Extracted material:
══════════
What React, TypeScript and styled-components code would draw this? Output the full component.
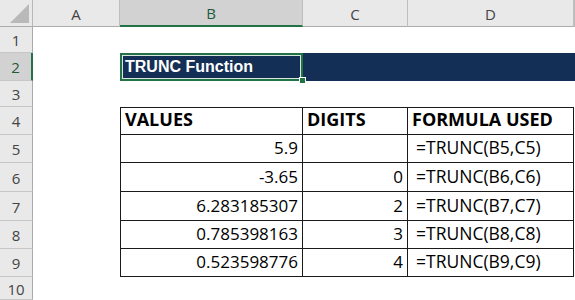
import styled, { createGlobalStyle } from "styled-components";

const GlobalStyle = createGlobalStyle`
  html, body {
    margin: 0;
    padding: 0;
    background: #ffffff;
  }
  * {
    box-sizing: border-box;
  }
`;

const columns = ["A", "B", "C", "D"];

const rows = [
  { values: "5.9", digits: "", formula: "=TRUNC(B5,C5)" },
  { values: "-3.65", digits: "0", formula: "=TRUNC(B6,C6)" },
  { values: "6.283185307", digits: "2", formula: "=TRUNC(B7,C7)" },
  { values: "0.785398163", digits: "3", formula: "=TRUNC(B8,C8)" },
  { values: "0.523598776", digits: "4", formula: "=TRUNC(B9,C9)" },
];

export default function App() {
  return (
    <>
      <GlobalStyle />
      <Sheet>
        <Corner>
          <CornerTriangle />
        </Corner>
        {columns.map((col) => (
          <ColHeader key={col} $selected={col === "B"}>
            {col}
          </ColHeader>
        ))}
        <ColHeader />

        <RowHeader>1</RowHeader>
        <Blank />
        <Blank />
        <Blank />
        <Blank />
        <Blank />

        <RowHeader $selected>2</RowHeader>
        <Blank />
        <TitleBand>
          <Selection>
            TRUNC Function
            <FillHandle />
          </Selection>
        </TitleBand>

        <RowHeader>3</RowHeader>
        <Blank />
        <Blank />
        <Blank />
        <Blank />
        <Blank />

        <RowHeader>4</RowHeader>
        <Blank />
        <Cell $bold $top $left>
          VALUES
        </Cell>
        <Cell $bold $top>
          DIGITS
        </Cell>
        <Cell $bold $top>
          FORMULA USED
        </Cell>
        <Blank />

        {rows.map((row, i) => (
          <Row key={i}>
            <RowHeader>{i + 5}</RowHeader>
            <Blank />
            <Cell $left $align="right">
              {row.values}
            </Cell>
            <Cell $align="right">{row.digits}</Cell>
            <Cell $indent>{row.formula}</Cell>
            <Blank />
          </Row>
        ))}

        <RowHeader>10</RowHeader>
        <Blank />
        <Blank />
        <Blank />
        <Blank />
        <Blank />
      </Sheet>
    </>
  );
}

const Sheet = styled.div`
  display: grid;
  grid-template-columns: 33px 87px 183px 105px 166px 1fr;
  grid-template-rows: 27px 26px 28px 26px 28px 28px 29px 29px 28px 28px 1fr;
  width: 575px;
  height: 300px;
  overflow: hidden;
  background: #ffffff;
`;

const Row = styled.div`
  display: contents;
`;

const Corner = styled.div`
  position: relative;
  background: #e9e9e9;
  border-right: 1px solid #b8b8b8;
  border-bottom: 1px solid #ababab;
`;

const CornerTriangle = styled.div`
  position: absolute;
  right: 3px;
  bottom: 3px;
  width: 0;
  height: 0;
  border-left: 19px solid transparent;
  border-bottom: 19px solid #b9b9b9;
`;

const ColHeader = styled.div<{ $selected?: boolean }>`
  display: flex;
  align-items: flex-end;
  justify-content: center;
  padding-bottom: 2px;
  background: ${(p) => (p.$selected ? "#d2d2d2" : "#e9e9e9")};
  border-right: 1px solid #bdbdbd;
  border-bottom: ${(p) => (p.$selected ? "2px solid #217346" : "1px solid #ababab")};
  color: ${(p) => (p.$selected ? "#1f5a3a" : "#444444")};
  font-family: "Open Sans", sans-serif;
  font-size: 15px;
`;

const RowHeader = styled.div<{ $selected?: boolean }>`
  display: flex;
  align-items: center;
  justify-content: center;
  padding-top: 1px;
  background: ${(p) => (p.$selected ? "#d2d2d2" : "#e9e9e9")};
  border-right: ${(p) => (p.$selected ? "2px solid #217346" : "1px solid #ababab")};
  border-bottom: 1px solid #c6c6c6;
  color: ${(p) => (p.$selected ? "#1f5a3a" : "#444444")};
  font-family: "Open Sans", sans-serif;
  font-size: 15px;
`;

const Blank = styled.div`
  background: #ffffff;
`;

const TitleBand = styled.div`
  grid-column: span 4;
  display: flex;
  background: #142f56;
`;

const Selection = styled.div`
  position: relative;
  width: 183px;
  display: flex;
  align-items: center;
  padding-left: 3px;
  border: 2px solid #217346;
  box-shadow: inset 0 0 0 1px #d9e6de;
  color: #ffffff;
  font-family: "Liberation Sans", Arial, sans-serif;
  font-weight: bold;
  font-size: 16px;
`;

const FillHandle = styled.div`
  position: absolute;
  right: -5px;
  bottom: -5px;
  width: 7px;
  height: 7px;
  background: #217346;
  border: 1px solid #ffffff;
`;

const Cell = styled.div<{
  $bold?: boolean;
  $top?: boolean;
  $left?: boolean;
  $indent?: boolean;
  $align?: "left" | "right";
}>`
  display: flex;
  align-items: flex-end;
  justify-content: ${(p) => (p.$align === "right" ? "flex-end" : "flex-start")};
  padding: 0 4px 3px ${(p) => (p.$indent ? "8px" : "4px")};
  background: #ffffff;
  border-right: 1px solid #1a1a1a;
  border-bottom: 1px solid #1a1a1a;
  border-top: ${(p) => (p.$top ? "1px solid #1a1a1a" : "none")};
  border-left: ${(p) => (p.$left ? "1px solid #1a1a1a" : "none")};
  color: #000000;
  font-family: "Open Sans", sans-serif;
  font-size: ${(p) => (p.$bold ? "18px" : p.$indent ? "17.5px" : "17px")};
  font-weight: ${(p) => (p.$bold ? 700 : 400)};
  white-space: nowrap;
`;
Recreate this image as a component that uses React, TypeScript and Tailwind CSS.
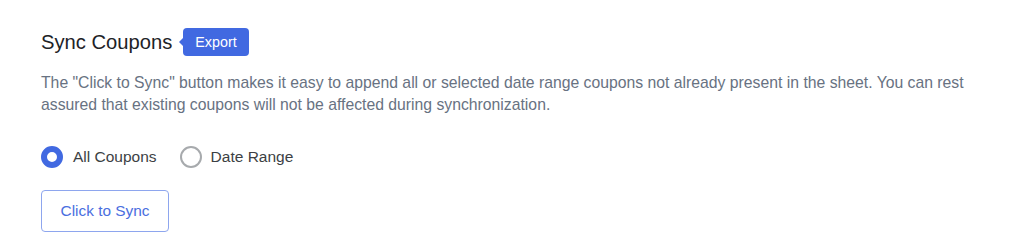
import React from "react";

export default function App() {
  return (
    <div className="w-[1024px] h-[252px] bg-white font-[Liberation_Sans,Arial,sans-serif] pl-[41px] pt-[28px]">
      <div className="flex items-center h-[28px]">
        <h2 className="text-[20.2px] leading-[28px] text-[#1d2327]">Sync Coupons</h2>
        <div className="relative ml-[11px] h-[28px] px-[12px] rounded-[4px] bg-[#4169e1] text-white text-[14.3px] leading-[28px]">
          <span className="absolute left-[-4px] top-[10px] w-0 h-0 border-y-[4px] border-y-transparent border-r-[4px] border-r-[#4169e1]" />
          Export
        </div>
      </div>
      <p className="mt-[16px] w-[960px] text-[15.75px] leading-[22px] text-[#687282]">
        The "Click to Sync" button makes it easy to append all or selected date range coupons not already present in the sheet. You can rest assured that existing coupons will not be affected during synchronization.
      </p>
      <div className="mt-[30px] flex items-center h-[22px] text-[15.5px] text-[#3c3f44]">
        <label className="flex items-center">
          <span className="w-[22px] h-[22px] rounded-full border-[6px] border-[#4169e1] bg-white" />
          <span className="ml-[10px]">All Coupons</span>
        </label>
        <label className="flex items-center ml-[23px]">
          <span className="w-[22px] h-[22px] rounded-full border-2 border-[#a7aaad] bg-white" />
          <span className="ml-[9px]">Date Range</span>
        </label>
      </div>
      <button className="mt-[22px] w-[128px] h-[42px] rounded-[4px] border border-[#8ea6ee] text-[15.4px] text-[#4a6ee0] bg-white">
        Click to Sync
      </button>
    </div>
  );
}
══════════
What you have to do: The entries above should be reproduced exactly, without their pictures.

Task output:
What React, TypeScript and styled-components code would draw this? Output the full component.
import styled, { createGlobalStyle } from "styled-components";

const GlobalStyle = createGlobalStyle`
  html, body {
    margin: 0;
    padding: 0;
    background: #ffffff;
  }
  * {
    box-sizing: border-box;
  }
`;

const columns = ["A", "B", "C", "D"];

const rows = [
  { values: "5.9", digits: "", formula: "=TRUNC(B5,C5)" },
  { values: "-3.65", digits: "0", formula: "=TRUNC(B6,C6)" },
  { values: "6.283185307", digits: "2", formula: "=TRUNC(B7,C7)" },
  { values: "0.785398163", digits: "3", formula: "=TRUNC(B8,C8)" },
  { values: "0.523598776", digits: "4", formula: "=TRUNC(B9,C9)" },
];

export default function App() {
  return (
    <>
      <GlobalStyle />
      <Sheet>
        <Corner>
          <CornerTriangle />
        </Corner>
        {columns.map((col) => (
          <ColHeader key={col} $selected={col === "B"}>
            {col}
          </ColHeader>
        ))}
        <ColHeader />

        <RowHeader>1</RowHeader>
        <Blank />
        <Blank />
        <Blank />
        <Blank />
        <Blank />

        <RowHeader $selected>2</RowHeader>
        <Blank />
        <TitleBand>
          <Selection>
            TRUNC Function
            <FillHandle />
          </Selection>
        </TitleBand>

        <RowHeader>3</RowHeader>
        <Blank />
        <Blank />
        <Blank />
        <Blank />
        <Blank />

        <RowHeader>4</RowHeader>
        <Blank />
        <Cell $bold $top $left>
          VALUES
        </Cell>
        <Cell $bold $top>
          DIGITS
        </Cell>
        <Cell $bold $top>
          FORMULA USED
        </Cell>
        <Blank />

        {rows.map((row, i) => (
          <Row key={i}>
            <RowHeader>{i + 5}</RowHeader>
            <Blank />
            <Cell $left $align="right">
              {row.values}
            </Cell>
            <Cell $align="right">{row.digits}</Cell>
            <Cell $indent>{row.formula}</Cell>
            <Blank />
          </Row>
        ))}

        <RowHeader>10</RowHeader>
        <Blank />
        <Blank />
        <Blank />
        <Blank />
        <Blank />
      </Sheet>
    </>
  );
}

const Sheet = styled.div`
  display: grid;
  grid-template-columns: 33px 87px 183px 105px 166px 1fr;
  grid-template-rows: 27px 26px 28px 26px 28px 28px 29px 29px 28px 28px 1fr;
  width: 575px;
  height: 300px;
  overflow: hidden;
  background: #ffffff;
`;

const Row = styled.div`
  display: contents;
`;

const Corner = styled.div`
  position: relative;
  background: #e9e9e9;
  border-right: 1px solid #b8b8b8;
  border-bottom: 1px solid #ababab;
`;

const CornerTriangle = styled.div`
  position: absolute;
  right: 3px;
  bottom: 3px;
  width: 0;
  height: 0;
  border-left: 19px solid transparent;
  border-bottom: 19px solid #b9b9b9;
`;

const ColHeader = styled.div<{ $selected?: boolean }>`
  display: flex;
  align-items: flex-end;
  justify-content: center;
  padding-bottom: 2px;
  background: ${(p) => (p.$selected ? "#d2d2d2" : "#e9e9e9")};
  border-right: 1px solid #bdbdbd;
  border-bottom: ${(p) => (p.$selected ? "2px solid #217346" : "1px solid #ababab")};
  color: ${(p) => (p.$selected ? "#1f5a3a" : "#444444")};
  font-family: "Open Sans", sans-serif;
  font-size: 15px;
`;

const RowHeader = styled.div<{ $selected?: boolean }>`
  display: flex;
  align-items: center;
  justify-content: center;
  padding-top: 1px;
  background: ${(p) => (p.$selected ? "#d2d2d2" : "#e9e9e9")};
  border-right: ${(p) => (p.$selected ? "2px solid #217346" : "1px solid #ababab")};
  border-bottom: 1px solid #c6c6c6;
  color: ${(p) => (p.$selected ? "#1f5a3a" : "#444444")};
  font-family: "Open Sans", sans-serif;
  font-size: 15px;
`;

const Blank = styled.div`
  background: #ffffff;
`;

const TitleBand = styled.div`
  grid-column: span 4;
  display: flex;
  background: #142f56;
`;

const Selection = styled.div`
  position: relative;
  width: 183px;
  display: flex;
  align-items: center;
  padding-left: 3px;
  border: 2px solid #217346;
  box-shadow: inset 0 0 0 1px #d9e6de;
  color: #ffffff;
  font-family: "Liberation Sans", Arial, sans-serif;
  font-weight: bold;
  font-size: 16px;
`;

const FillHandle = styled.div`
  position: absolute;
  right: -5px;
  bottom: -5px;
  width: 7px;
  height: 7px;
  background: #217346;
  border: 1px solid #ffffff;
`;

const Cell = styled.div<{
  $bold?: boolean;
  $top?: boolean;
  $left?: boolean;
  $indent?: boolean;
  $align?: "left" | "right";
}>`
  display: flex;
  align-items: flex-end;
  justify-content: ${(p) => (p.$align === "right" ? "flex-end" : "flex-start")};
  padding: 0 4px 3px ${(p) => (p.$indent ? "8px" : "4px")};
  background: #ffffff;
  border-right: 1px solid #1a1a1a;
  border-bottom: 1px solid #1a1a1a;
  border-top: ${(p) => (p.$top ? "1px solid #1a1a1a" : "none")};
  border-left: ${(p) => (p.$left ? "1px solid #1a1a1a" : "none")};
  color: #000000;
  font-family: "Open Sans", sans-serif;
  font-size: ${(p) => (p.$bold ? "18px" : p.$indent ? "17.5px" : "17px")};
  font-weight: ${(p) => (p.$bold ? 700 : 400)};
  white-space: nowrap;
`;
Recreate this image as a component that uses React, TypeScript and Tailwind CSS.
import React from "react";

export default function App() {
  return (
    <div className="w-[1024px] h-[252px] bg-white font-[Liberation_Sans,Arial,sans-serif] pl-[41px] pt-[28px]">
      <div className="flex items-center h-[28px]">
        <h2 className="text-[20.2px] leading-[28px] text-[#1d2327]">Sync Coupons</h2>
        <div className="relative ml-[11px] h-[28px] px-[12px] rounded-[4px] bg-[#4169e1] text-white text-[14.3px] leading-[28px]">
          <span className="absolute left-[-4px] top-[10px] w-0 h-0 border-y-[4px] border-y-transparent border-r-[4px] border-r-[#4169e1]" />
          Export
        </div>
      </div>
      <p className="mt-[16px] w-[960px] text-[15.75px] leading-[22px] text-[#687282]">
        The "Click to Sync" button makes it easy to append all or selected date range coupons not already present in the sheet. You can rest assured that existing coupons will not be affected during synchronization.
      </p>
      <div className="mt-[30px] flex items-center h-[22px] text-[15.5px] text-[#3c3f44]">
        <label className="flex items-center">
          <span className="w-[22px] h-[22px] rounded-full border-[6px] border-[#4169e1] bg-white" />
          <span className="ml-[10px]">All Coupons</span>
        </label>
        <label className="flex items-center ml-[23px]">
          <span className="w-[22px] h-[22px] rounded-full border-2 border-[#a7aaad] bg-white" />
          <span className="ml-[9px]">Date Range</span>
        </label>
      </div>
      <button className="mt-[22px] w-[128px] h-[42px] rounded-[4px] border border-[#8ea6ee] text-[15.4px] text-[#4a6ee0] bg-white">
        Click to Sync
      </button>
    </div>
  );
}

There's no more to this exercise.